Bounds for the Gamma Function

Abstract

We improve the upper bound of the following inequalities for the gamma function \(\Gamma \) due to H. Alzer and the author.

$$\begin{aligned} \exp \left( -\frac{1}{2}\psi (x+1/3)\right)<\frac{\Gamma (x)}{x^xe^{-x}{\sqrt{2\pi }}} <\exp \left( -\frac{1}{2}\psi (x)\right) . \end{aligned}$$

We also prove the following new inequalities: for \(x\ge 1\)

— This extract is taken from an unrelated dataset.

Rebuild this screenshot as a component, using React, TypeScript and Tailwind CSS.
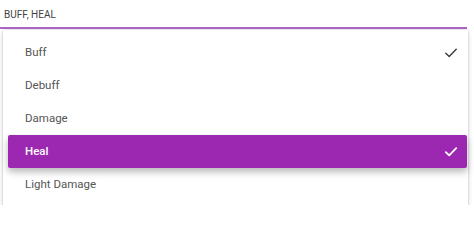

$$\begin{aligned} {\sqrt{2\pi }}x^xe^{-x}\left( x^2+\frac{x}{3}+a_*\right) ^{\frac{1}{4}}<\Gamma (x+1)<{\sqrt{2\pi }}x^xe^{-x}\left( x^2+\frac{x}{3}+a^*\right) ^{\frac{1}{4}} \end{aligned}$$

with the best possible constants \(a_*=\frac{e^4}{4\pi ^2}-\frac{4}{3}=0.049653963176\ldots \), and \(a^*=1/18=0.055555\ldots \), and for \(x\ge 0\)

$$\begin{aligned} \exp \left[ x\psi \left( \frac{x}{\log (x+1)}\right) \right] \le \Gamma (x+1)\le \exp \left[ x\psi \left( \frac{x}{2}+1\right) \right] , \end{aligned}$$

where \(\psi \) is the digamma function.